Il Corriere della Sera di oggi, ancora a firma di Giuseppina Manin, torna a parlare di melodramma, per riferire della puntuale inchiesta mensile di 'Classic Voice' che questa volta con grande acume giornalistico e ricchezza di dati prende di mira il repertorio dei teatri. Concludendo, in base alla sua iricerca, che i teatri italiani vivono di 'repertorio'- peccato che dimentica quelli stranieri che vivono più o meno come quelli italiani di repertorio - dimenticando anzi ignorando le 'opere originali' ( che vuol dire 'originali, che quelle di verdi e Puccini originali non sono?) - e qui ci ha messo le mani il solito asino del titolista che in tre giorni toppa solennemente almeno due volte.
Non più tardi di tre anni fa, un'altra rivista di musica, edita dal Conservatorio aquilano, Music@, dimostrava che il repertorio italiano, che secondo Classic Voice si vuole dominante in Italia, era ancor più dominante all'estero. Dati alla mano, con tabelle, titoli e teatri, in Italia e nel mondo risultava che Traviata o Butterfly e Bohème erano rappresentati con più frequenza e regolarità all'estero di quanto non accadesse in Italia. E' successo forse che nel giro di due anni le cose sono completamente capovolte? Allora? Tutti idioti? Tutti che voltano le spalle alle novità?
No, semplicemente i classici del melodramma sono i più rappresentati e più amati e perciò anche quelli più richiesti e seguiti. E' un peccato se Traviata riempie i teatri più di Co2 di Battistelli che nelle poche recite scaligere di quest'anno il teatro non l'ha mai riempito?
Se il medesimo discorso si facesse per i classici di altri ambiti artistici, come la letteratura o il teatro, noi dovremmo bandire i grandi capolavori in nome della modernità. Non è possibile.
Se poi un tempo si facevano a teatro più novità di oggi, non è detto che sia la strategia migliore, forse occorrerebbe, ma senza intenti punitivi, farsi coraggio e presentare una qualche novità ogni stagione od ogni due, che moltiplicata per i teatri, vuol una trentina circa di novità a biennio. sarebbe un bel traguardo.
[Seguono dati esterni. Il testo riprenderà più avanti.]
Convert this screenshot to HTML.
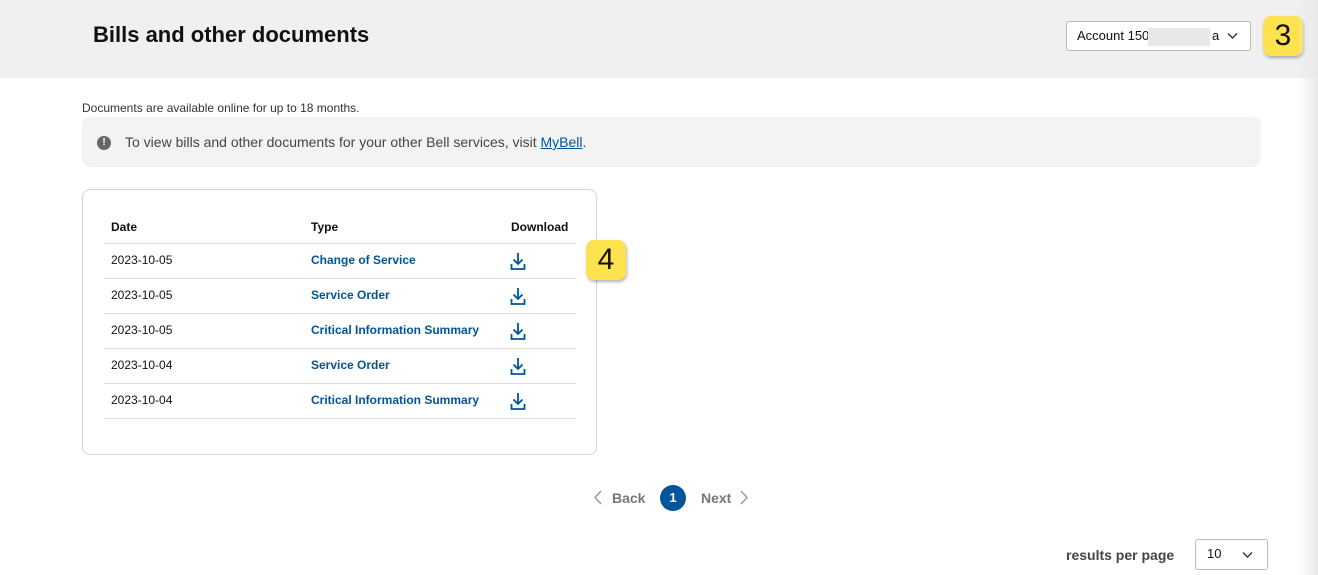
<!DOCTYPE html>
<html><head><style>
*{box-sizing:border-box;margin:0;padding:0}
body{width:1318px;height:575px;overflow:hidden;background:#fff;font-family:"Liberation Sans",Arial,sans-serif;position:relative;color:#111}
.hdr{position:absolute;left:0;top:0;width:1318px;height:78px;background:#f0f0f0}
.hdr h1{position:absolute;left:93px;top:22px;font-size:22px;font-weight:bold;color:#111;letter-spacing:0px}
.acct{position:absolute;left:1066px;top:21px;width:185px;height:30px;background:#fff;border:1px solid #bbb;border-radius:3px;font-size:13px;padding:6px 0 0 10px}
.blur{position:absolute;left:81px;top:6px;width:62px;height:18px;background:#e8e8e8}
.badge{position:absolute;width:40px;height:40px;background:#fde24f;border-radius:8px;box-shadow:1px 2px 3px rgba(0,0,0,.3);font-size:30px;text-align:center;line-height:40px;color:#111}
.edge{position:absolute;right:0;top:0;width:22px;height:575px;background:linear-gradient(to right,rgba(240,240,240,0),#eaeaea)}
.note{position:absolute;left:82px;top:101px;font-size:12px;color:#333}
.info{position:absolute;left:82px;top:117px;width:1179px;height:50px;background:#f3f3f3;border-radius:8px;font-size:14px;color:#444;padding:17px 0 0 43px}
.info a{color:#00549a}
.ico{position:absolute;left:15px;top:19px;width:14px;height:14px;border-radius:50%;background:#666;color:#fff;font-size:10px;font-weight:bold;text-align:center;line-height:14px}
.card{position:absolute;left:82px;top:189px;width:515px;height:266px;border:1px solid #d4d4d4;border-radius:8px}
.row{position:absolute;left:21px;width:472px;height:35px;border-bottom:1px solid #ddd;font-size:12px}
.row span{position:absolute;top:9px}
.c1{left:7px}.c2{left:207px;color:#00549a;font-weight:bold}
.th{font-weight:bold;color:#111}
.pg{position:absolute;top:490px;font-size:14px;font-weight:bold;color:#777}
.cur{position:absolute;left:660px;top:485px;width:26px;height:26px;border-radius:50%;background:#00549a;color:#fff;font-size:13px;font-weight:bold;text-align:center;line-height:26px}
.rpp{position:absolute;left:1066px;top:547px;font-size:14px;font-weight:bold;color:#444}
.sel{position:absolute;left:1195px;top:539px;width:73px;height:31px;border:1px solid #bbb;border-radius:3px;font-size:13px;padding:6px 0 0 11px}
</style></head><body>
<div class="hdr"><h1>Bills and other documents</h1>
<div class="acct">Account 150<span class="blur"></span><span style="position:absolute;left:145px;top:6px">a</span>
<svg style="position:absolute;left:160px;top:10px" width="11" height="8" viewBox="0 0 11 8"><path d="M1 1.5l4.5 4.5 4.5-4.5" fill="none" stroke="#333" stroke-width="1.4"/></svg></div>
</div>
<div class="badge" style="left:1263px;top:16px">3</div>
<div class="note">Documents are available online for up to 18 months.</div>
<div class="info"><span class="ico">!</span>To view bills and other documents for your other Bell services, visit <a href="#">MyBell</a>.</div>
<div class="card">
<div class="row th" style="top:19px"><span class="c1" style="top:11px">Date</span><span style="left:207px;top:11px">Type</span><span style="left:407px;top:11px">Download</span></div>
<div class="row" style="top:54px"><span class="c1">2023-10-05</span><span class="c2">Change of Service</span></div>
<div class="row" style="top:89px"><span class="c1">2023-10-05</span><span class="c2">Service Order</span></div>
<div class="row" style="top:124px"><span class="c1">2023-10-05</span><span class="c2">Critical Information Summary</span></div>
<div class="row" style="top:159px"><span class="c1">2023-10-04</span><span class="c2">Service Order</span></div>
<div class="row" style="top:194px"><span class="c1">2023-10-04</span><span class="c2">Critical Information Summary</span></div>
</div>
<svg width="0" height="0" style="position:absolute"><defs><g id="dl"><path d="M8 1v11M3.5 7.5L8 12l4.5-4.5M1.5 12v5h13v-5" fill="none" stroke="#00549a" stroke-width="1.8"/></g></defs></svg>
<svg style="position:absolute;left:510px;top:252px" width="16" height="19"><use href="#dl"/></svg>
<svg style="position:absolute;left:510px;top:287px" width="16" height="19"><use href="#dl"/></svg>
<svg style="position:absolute;left:510px;top:322px" width="16" height="19"><use href="#dl"/></svg>
<svg style="position:absolute;left:510px;top:357px" width="16" height="19"><use href="#dl"/></svg>
<svg style="position:absolute;left:510px;top:392px" width="16" height="19"><use href="#dl"/></svg>
<div class="badge" style="left:586px;top:240px">4</div>
<svg style="position:absolute;left:593px;top:490px" width="9" height="15"><path d="M8 1L2 7.5 8 14" fill="none" stroke="#999" stroke-width="1.4"/></svg>
<span class="pg" style="left:612px">Back</span>
<div class="cur">1</div>
<span class="pg" style="left:701px">Next</span>
<svg style="position:absolute;left:740px;top:490px" width="9" height="15"><path d="M1 1l6 6.5L1 14" fill="none" stroke="#999" stroke-width="1.4"/></svg>
<div class="rpp">results per page</div>
<div class="sel">10<svg style="position:absolute;left:46px;top:11px" width="11" height="8" viewBox="0 0 11 8"><path d="M1 1.5l4.5 4.5 4.5-4.5" fill="none" stroke="#333" stroke-width="1.4"/></svg></div>
<div class="edge"></div>
</body></html>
Va anche aggiunto che le più frequenti novità di un tempo miravano ad attirare i contributi specifici del ministero destinati ai titoli nuovi.
Con aria snob, infine, la Manin e i suoi suggeritori di Classic Voice che, evidentemente, con il Corriere ha un filo diretto - chissà per quale ragione o quale tramite in carne ed ossa - afferma che il teatro d'opera italiano, dal punto di vista del repertorio, si sta 'arenizzando', sta virando cioè velocemente verso il 'popolare', come se fosse una offesa. No, cara Manin, le opere più popolari - ci vogliamo mettere fra queste anche il teatro di Shakespeare - sono tali perchè rappresentano le vette della umana creatività nei secoli. Si deve semmai esigere che la riproposta delle opere popolari non diventi occasione per 'spedizioni punitive' come può accadere anche nei teatri a danno del pubblico più affezionato.
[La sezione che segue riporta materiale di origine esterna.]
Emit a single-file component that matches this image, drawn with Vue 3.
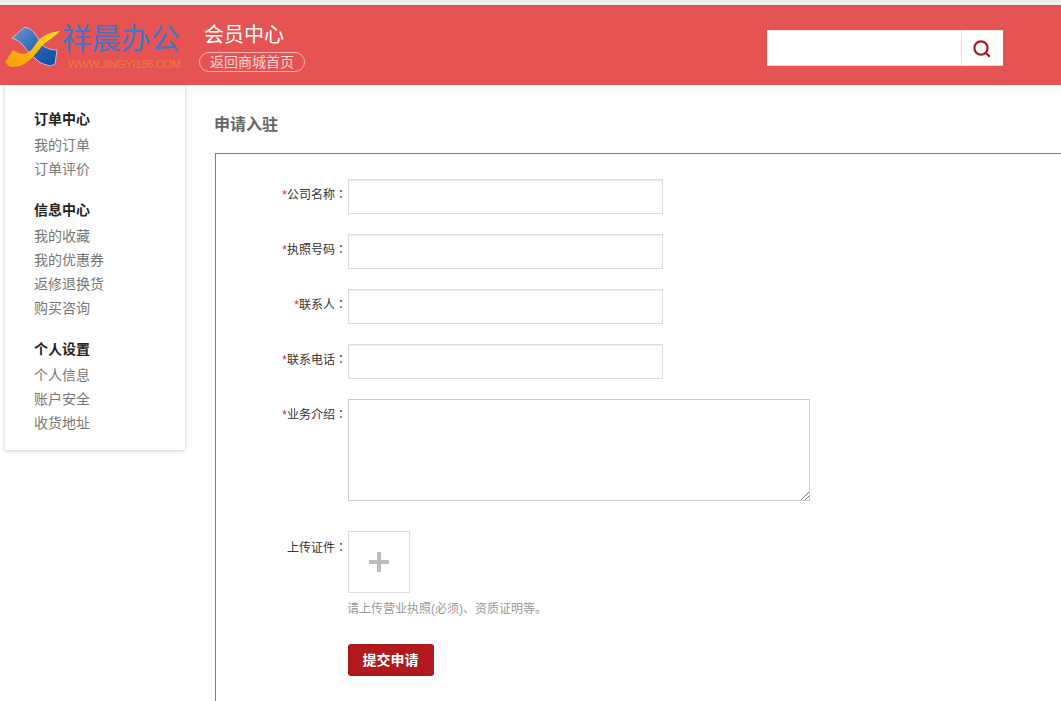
<script setup>
const groups = [
  { title: '订单中心', items: ['我的订单', '订单评价'] },
  { title: '信息中心', items: ['我的收藏', '我的优惠券', '返修退换货', '购买咨询'] },
  { title: '个人设置', items: ['个人信息', '账户安全', '收货地址'] },
]
const fields = [
  { label: '公司名称' },
  { label: '执照号码' },
  { label: '联系人' },
  { label: '联系电话' },
]
</script>

<template>
  <div class="page">
    <header class="header">
      <div class="logo">
        <svg class="mark" width="66" height="50" viewBox="0 0 66 50">
          <defs>
            <linearGradient id="blueA" x1="0" y1="0" x2="1" y2="1">
              <stop offset="0" stop-color="#7096cc" />
              <stop offset="0.55" stop-color="#2a63b4" />
              <stop offset="1" stop-color="#0b4aa6" />
            </linearGradient>
            <linearGradient id="gold" x1="0" y1="1" x2="1" y2="0">
              <stop offset="0" stop-color="#f39a10" />
              <stop offset="0.45" stop-color="#fbb80f" />
              <stop offset="1" stop-color="#ffe020" />
            </linearGradient>
          </defs>
          <path d="M12 16 L24 5.5 C30 5 35 10 40 20 C44 26 50 28 57 28 L55 42 C52 44 49 44 47 43 C42 42 39 40 37 38 C34 35 32 34 30 32 L22 22 C19 19 15 17 12 16Z" fill="url(#blueA)" stroke="#d8d4dc" stroke-width=".8" />
          <path d="M60 9 C56 14 48 18 42 24 C37 30 33 36 27 40 C22 44 17 45 12 45 C9 45 7 43 5 40 C8 36 10 32 13 28 C17 31 22 33 27 31 C31 29 34 25 37 20 C43 13 51 10 60 9Z" fill="url(#gold)" />
        </svg>
        <div class="brand">
          <div class="brand-name">祥晨办公</div>
          <div class="brand-url">WWW.JINGYI186.COM</div>
        </div>
      </div>
      <div class="member">
        <div class="member-title">会员中心</div>
        <a class="back">返回商城首页</a>
      </div>
      <div class="search">
        <div class="search-input"></div>
        <div class="search-btn">
          <svg class="search-icon" width="18" height="18" viewBox="0 0 18 18" fill="none" stroke="#a81a1a" stroke-width="2.2">
            <circle cx="8" cy="8" r="6.6" />
            <path d="M12.5 12.5 L16.8 16.8" />
          </svg>
        </div>
      </div>
    </header>

    <div class="main">
      <aside class="sidebar">
        <section v-for="g in groups" :key="g.title" class="group">
          <h3 class="group-title">{{ g.title }}</h3>
          <a v-for="i in g.items" :key="i" class="group-item">{{ i }}</a>
        </section>
      </aside>

      <div class="content">
        <h2 class="heading">申请入驻</h2>
        <div class="box">
          <div v-for="f in fields" :key="f.label" class="row">
            <label class="label"><i>*</i>{{ f.label }}<span class="colon">：</span></label>
            <div class="input"></div>
          </div>
          <div class="row row-area">
            <label class="label"><i>*</i>业务介绍<span class="colon">：</span></label>
            <div class="textarea">
              <svg class="grip" width="9" height="9" viewBox="0 0 9 9" stroke="#777" stroke-width="1">
                <path d="M1 9 L9 1 M5 9 L9 5" />
              </svg>
            </div>
          </div>
          <div class="row row-upload">
            <label class="label">上传证件<span class="colon">：</span></label>
            <div class="upload-col">
              <div class="upload"><span class="plus"></span></div>
              <p class="hint">请上传营业执照(必须)、资质证明等。</p>
              <button class="submit">提交申请</button>
            </div>
          </div>
        </div>
      </div>
    </div>
  </div>
</template>

<style>
html, body { margin: 0; overflow: hidden; background: #fff; }
</style>

<style scoped>
.page {
  width: 1061px;
  height: 701px;
  overflow: hidden;
  background: #fff;
  font-family: "Liberation Sans", "Noto Sans CJK SC", sans-serif;
  border-top: 5px solid #eceeec;
  box-sizing: border-box;
}
.header {
  height: 80px;
  background: #e55353;
  display: flex;
  align-items: flex-start;
}
.logo {
  width: 199px;
  padding-top: 17px;
  box-sizing: border-box;
  display: flex;
  flex: none;
}
.mark { flex: none; }
.brand { margin: -1px 0 0 -4px; flex: none; }
.brand-name {
  font-size: 29.5px;
  line-height: 36px;
  font-weight: 400;
  color: #4474c4;
  white-space: nowrap;
}
.brand-url {
  font-size: 11.5px;
  line-height: 14px;
  color: #ee7a3e;
  margin-left: 6px;
  white-space: nowrap;
  letter-spacing: -0.5px;
}
.member { padding-top: 17px; flex: none; width: 568px; box-sizing: border-box; }
.member-title {
  font-size: 20px;
  line-height: 26px;
  color: #fff;
  padding-left: 5px;
}
.back {
  display: block;
  width: 106px;
  height: 20px;
  margin-top: 4px;
  border: 1px solid #f2b3b3;
  border-radius: 11px;
  box-sizing: border-box;
  font-size: 14px;
  line-height: 19px;
  text-align: center;
  color: #f7d6d6;
}
.search {
  display: flex;
  margin-top: 25px;
  width: 236px;
  height: 36px;
  background: #fff;
  border-top: 1px solid #e6e6e6;
  border-bottom: 1px solid #e0e0e0;
  box-sizing: border-box;
  flex: none;
}
.search-input { width: 194px; border-right: 1px solid #ddd; }
.search-btn {
  flex: 1;
  display: flex;
  align-items: center;
  justify-content: center;
}
.search-icon { margin: 2px 2px 0 0; }
.main { display: flex; align-items: flex-start; }
.sidebar {
  width: 180px;
  height: 365px;
  margin-left: 5px;
  padding: 23px 0 0 29px;
  box-sizing: border-box;
  box-shadow: 0 1px 4px rgba(0, 0, 0, 0.22);
  flex: none;
}
.group { margin-bottom: 18px; }
.group-title {
  margin: 0 0 3px;
  font-size: 14px;
  line-height: 22px;
  font-weight: 700;
  color: #222;
}
.group-item {
  display: block;
  font-size: 14px;
  line-height: 24px;
  color: #777;
}
.content { margin-left: 30px; flex: none; width: 846px; }
.heading {
  margin: 29px 0 17px -1px;
  font-size: 16px;
  line-height: 22px;
  font-weight: 700;
  color: #666;
}
.box {
  border: 1px solid #e55353;
  border-right: 0;
  height: 600px;
  box-sizing: border-box;
  padding-top: 25px;
}
.row { display: flex; margin-bottom: 20px; }
.label {
  width: 131px;
  margin-right: 1px;
  flex: none;
  text-align: right;
  font-size: 12px;
  line-height: 30px;
  color: #333;
  white-space: nowrap;
}
.label i { font-style: normal; color: #d9232d; }
.colon { font-family: "Noto Sans CJK TC", sans-serif; }
.input {
  width: 315px;
  height: 35px;
  border: 1px solid #ddd;
  box-sizing: border-box;
  box-shadow: inset 0 1px 1px #eee;
}
.row-area { margin-bottom: 30px; }
.textarea {
  position: relative;
  width: 462px;
  height: 102px;
  border: 1px solid #ccc;
  box-sizing: border-box;
}
.grip { position: absolute; right: 0; bottom: 0; }
.upload {
  width: 62px;
  height: 62px;
  border: 1px solid #ddd;
  box-sizing: border-box;
  display: flex;
  align-items: center;
  justify-content: center;
}
.plus {
  display: block;
  width: 20px;
  height: 20px;
  background:
    linear-gradient(#bdbdbd, #bdbdbd) center / 20px 4px no-repeat,
    linear-gradient(#bdbdbd, #bdbdbd) center / 4px 20px no-repeat;
}
.row-upload .label { line-height: 32px; }
.hint {
  margin: 8px 0 0 -1px;
  font-size: 12px;
  line-height: 16px;
  color: #999;
  white-space: nowrap;
}
.submit {
  display: block;
  margin-top: 27px;
  width: 86px;
  height: 32px;
  border: 0;
  padding: 0 1px 2px 0;
  border-radius: 3px;
  background: #b01a1c;
  color: #fff;
  font-family: inherit;
  font-size: 14px;
  font-weight: 700;
}
</style>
Secondo il suo (della Manin) ragionamento e quello dei capoccioni della sua rivista di riferimento, dovremmo farla finita anche con Bach e Vivaldi ed anche Beethoven, meglio sostituirli con le 'quattro stagioni' di Max Richter o con quelle di Piazzolla o Glass ( ma perchè, sia detto per inciso, hanno bisogno di attaccarsi a Vivaldi; facciano qualcosa di nuovo e lascino in pace Vivaldi che, di suo, ancora funziona!).
Nicola Sani, sovrintendente a Bologna, impegnato anche su molti altri fronti a lui totalmente estranei, in chiusura di inchiesta, si augura che l'Italia abbia 'manager culturali capaci di unire COMPETENZA GESTIONALE ED ARTISTICA'; che è poi l'augurio che noi abbiamo fatto all'Italia, dopo aver letto delle nomine di Sani oltre che a Sovrintendente a Bologna, a Direttore artistico a Siena e Direttore dell' Istituto di Studi verdiani di Parma ecc... Da dove prende tanta energia oltre che tanta competenza, ci è venuto da chiederci?